Potential Fix 1 (without eval)
I believe the best fix is, rather than generate the lengthy default script Singularity currently has, the script can be significantly shorter and much simpler. For a container with ENTRYPOINT ["hello", "world"] and a CMD ["foo", "bar"], then the script could look like the following.

#!/usr/bin/env bash

if [ $# -eq 0 ]; then
    set -- "foo" "bar"  # CMD
fi
set -- "hello" "world" "$@"  # ENTRYPOINT
exec "$@"

I don't know Go very well, but I believe that this function could be written as follows:

func (cp *OCIConveyorPacker) insertRunScript() (err error) {
	f, err := os.Create(cp.b.RootfsPath + "/.singularity.d/runscript")
	if err != nil {
		return
	}

	defer f.Close()

	_, err = f.WriteString("#!/bin/sh\n\n")
	if err != nil {
		return
	}

	if len(cp.imgConfig.Cmd) > 0 {
		_, err = f.WriteString("if [ $# -eq 0 ]; then\n    set -- " +
			shell.ArgsQuoted(cp.imgConfig.Cmd) +
			"  # CMD\nfi\n")
		if err != nil {
			return
		}
	}

	if len(cp.imgConfig.Entrypoint) > 0 {
		_, err = f.WriteString("set -- " +
			shell.ArgsQuoted(cp.imgConfig.Entrypoint) +
			" \"$@\"  # ENTRYPOINT\n")
		if err != nil {
			return
		}
	}

	_, err = f.WriteString("exec \"$@\"\n")
	if err != nil {
		return
	}


	f.Sync()

	err = os.Chmod(cp.b.RootfsPath+"/.singularity.d/runscript", 0o755)
	if err != nil {
		return
	}

	return nil
}

Potential Fix 2 (with eval):
If it's actually necessary to have the eval in there-- though I'm inclined to believe that it is not --then the runscript can be modified as follows.

#!/usr/bin/env bash

if [ $# -eq 0 ]; then
    eval 'set -- "foo" "bar"'  # CMD
fi
eval 'set -- "hello" "world" "$@"'  # ENTRYPOINT
exec "$@"

The equivalent Go code would be:

func (cp *OCIConveyorPacker) insertRunScript() (err error) {
	f, err := os.Create(cp.b.RootfsPath + "/.singularity.d/runscript")
	if err != nil {
		return
	}

	defer f.Close()

	_, err = f.WriteString("#!/bin/sh\n\n")
	if err != nil {
		return
	}

	if len(cp.imgConfig.Cmd) > 0 {
		_, err = f.WriteString("if [ $# -eq 0 ]; then\n    eval 'set -- " +
			shell.EscapeSingleQuotes(shell.ArgsQuoted(cp.imgConfig.Cmd)) +
			"'  # CMD\nfi\n")
		if err != nil {
			return
		}
	}

	if len(cp.imgConfig.Entrypoint) > 0 {
		_, err = f.WriteString("eval 'set -- " +
			shell.EscapeSingleQuotes(shell.ArgsQuoted(cp.imgConfig.Entrypoint)) +
			" \"$@\"'  # ENTRYPOINT\n")
		if err != nil {
			return
		}
	}

	_, err = f.WriteString("exec \"$@\"\n")
	if err != nil {
		return
	}

	f.Sync()

	err = os.Chmod(cp.b.RootfsPath+"/.singularity.d/runscript", 0o755)
	if err != nil {
		return
	}

	return nil
}

Workaround:
I wrote this script which also has a docstring that explains everything going on so that it can be copied around as needed.
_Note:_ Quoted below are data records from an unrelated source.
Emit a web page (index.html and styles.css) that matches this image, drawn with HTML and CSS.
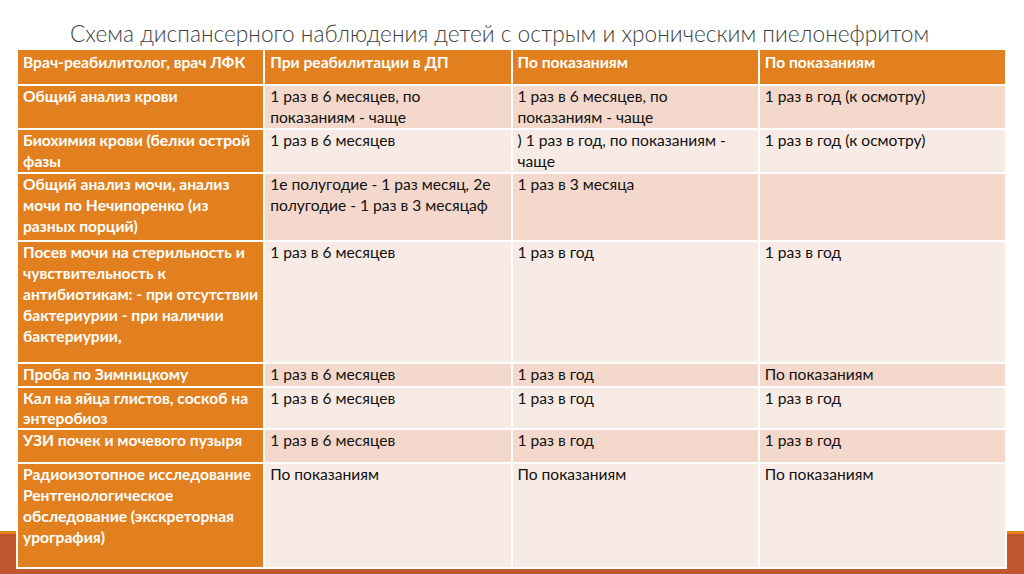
FILE: index.html
```html
<!DOCTYPE html>
<html lang="ru">
<head>
<meta charset="utf-8">
<title>Схема диспансерного наблюдения</title>
<link rel="stylesheet" href="styles.css">
</head>
<body>
<div class="slide">
  <div class="band"></div>
  <h1 class="title">Схема диспансерного наблюдения детей с острым и хроническим пиелонефритом</h1>
  <table class="grid">
    <colgroup><col><col><col><col></colgroup>
    <tr class="head">
      <td class="lead">Врач-реабилитолог, врач ЛФК</td>
      <td>При реабилитации в ДП</td>
      <td>По показаниям</td>
      <td>По показаниям</td>
    </tr>
    <tr class="dark h42">
      <td class="lead">Общий анализ крови</td>
      <td>1 раз в 6 месяцев, по показаниям - чаще</td>
      <td>1 раз в 6 месяцев, по показаниям - чаще</td>
      <td>1 раз в год (к осмотру)</td>
    </tr>
    <tr class="light h42">
      <td class="lead">Биохимия крови (белки острой фазы</td>
      <td>1 раз в 6 месяцев</td>
      <td>) 1 раз в год, по показаниям - чаще</td>
      <td>1 раз в год (к осмотру)</td>
    </tr>
    <tr class="dark h66">
      <td class="lead">Общий анализ мочи, анализ мочи по Нечипоренко (из разных порций)</td>
      <td>1е полугодие - 1 раз месяц, 2е полугодие - 1 раз в 3 месяцаф</td>
      <td>1 раз в 3 месяца</td>
      <td></td>
    </tr>
    <tr class="light h120">
      <td class="lead">Посев мочи на стерильность и чувствительность к антибиотикам: - при отсутствии бактериурии - при наличии бактериурии,</td>
      <td>1 раз в 6 месяцев</td>
      <td>1 раз в год</td>
      <td>1 раз в год</td>
    </tr>
    <tr class="dark h22">
      <td class="lead">Проба по Зимницкому</td>
      <td>1 раз в 6 месяцев</td>
      <td>1 раз в год</td>
      <td>По показаниям</td>
    </tr>
    <tr class="light h40">
      <td class="lead">Кал на яйца глистов, соскоб на энтеробиоз</td>
      <td>1 раз в 6 месяцев</td>
      <td>1 раз в год</td>
      <td>1 раз в год</td>
    </tr>
    <tr class="dark h32">
      <td class="lead">УЗИ почек и мочевого пузыря</td>
      <td>1 раз в 6 месяцев</td>
      <td>1 раз в год</td>
      <td>1 раз в год</td>
    </tr>
    <tr class="light h103">
      <td class="lead">Радиоизотопное исследование Рентгенологическое обследование (экскреторная урография)</td>
      <td>По показаниям</td>
      <td>По показаниям</td>
      <td>По показаниям</td>
    </tr>
  </table>
</div>
</body>
</html>
```
FILE: styles.css
```css
html, body {
  margin: 0;
  padding: 0;
  background: #ffffff;
}
.slide {
  position: relative;
  width: 1024px;
  height: 574px;
  overflow: hidden;
  background: #ffffff;
  font-family: Lato, "Liberation Sans", sans-serif;
}
.band {
  position: absolute;
  left: 0;
  right: 0;
  top: 531px;
  bottom: 0;
  background: #bf5630;
  border-top: 3px solid #e2821f;
}
.title {
  position: relative;
  margin: 0;
  padding: 19px 0 0 70px;
  height: 29px;
  font-weight: 300;
  font-size: 22.7px;
  line-height: 30px;
  color: #3f3f3f;
  white-space: nowrap;
}
.grid {
  position: relative;
  margin-left: 16px;
  width: 991px;
  table-layout: fixed;
  border-collapse: separate;
  border-spacing: 2px;
  background: #ffffff;
  font-size: 15.6px;
  line-height: 21px;
}
.grid td {
  vertical-align: top;
  padding: 0 4px 0 5px;
  color: #111111;
  overflow: hidden;
}
.grid .lead {
  background: #e27f1e;
  color: #ffffff;
  font-weight: 700;
}
.head td {
  background: #e27f1e;
  color: #ffffff;
  font-weight: 700;
  height: 34px;
  padding-top: 2px;
  box-sizing: border-box;
}
.dark td { background: #f3d8cb; }
.light td { background: #f8ebe6; }
.dark td.lead, .light td.lead { background: #e27f1e; }
.h22 td { height: 22px; }
.h32 td { height: 32px; }
.h40 td { height: 40px; line-height: 20px; }
.h42 td { height: 42px; }
.h66 td { height: 66px; }
.h103 td { height: 103px; }
.h120 td { height: 120px; }
```
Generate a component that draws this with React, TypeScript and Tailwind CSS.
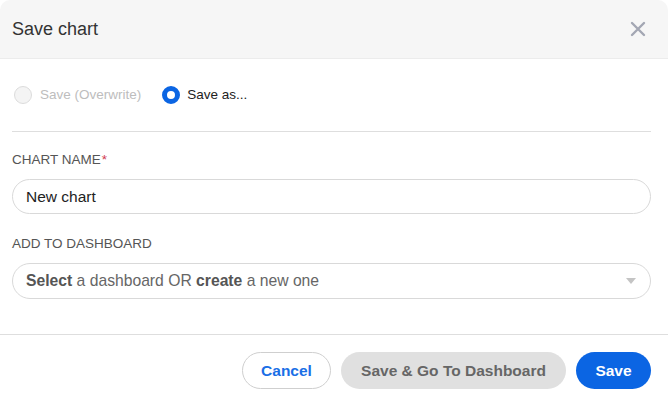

Hopefully it helps someone else that runs into this problem until it is fixed.

#!/usr/bin/env python3
# MIT License
#
# Copyright (c) 2021 Tanner Hobson
#
# Permission is hereby granted, free of charge, to any person obtaining a copy
# of this software and associated documentation files (the "Software"), to deal
# in the Software without restriction, including without limitation the rights
# to use, copy, modify, merge, publish, distribute, sublicense, and/or sell
# copies of the Software, and to permit persons to whom the Software is
# furnished to do so, subject to the following conditions:
#
# The above copyright notice and this permission notice shall be included in all
# copies or substantial portions of the Software.
#
# THE SOFTWARE IS PROVIDED "AS IS", WITHOUT WARRANTY OF ANY KIND, EXPRESS OR
# IMPLIED, INCLUDING BUT NOT LIMITED TO THE WARRANTIES OF MERCHANTABILITY,
# FITNESS FOR A PARTICULAR PURPOSE AND NONINFRINGEMENT. IN NO EVENT SHALL THE
# AUTHORS OR COPYRIGHT HOLDERS BE LIABLE FOR ANY CLAIM, DAMAGES OR OTHER
# LIABILITY, WHETHER IN AN ACTION OF CONTRACT, TORT OR OTHERWISE, ARISING FROM,
# OUT OF OR IN CONNECTION WITH THE SOFTWARE OR THE USE OR OTHER DEALINGS IN THE
# SOFTWARE.

r"""Safely pass arguments to Singularity (last checked: Singularity v3.8.4-1.el7).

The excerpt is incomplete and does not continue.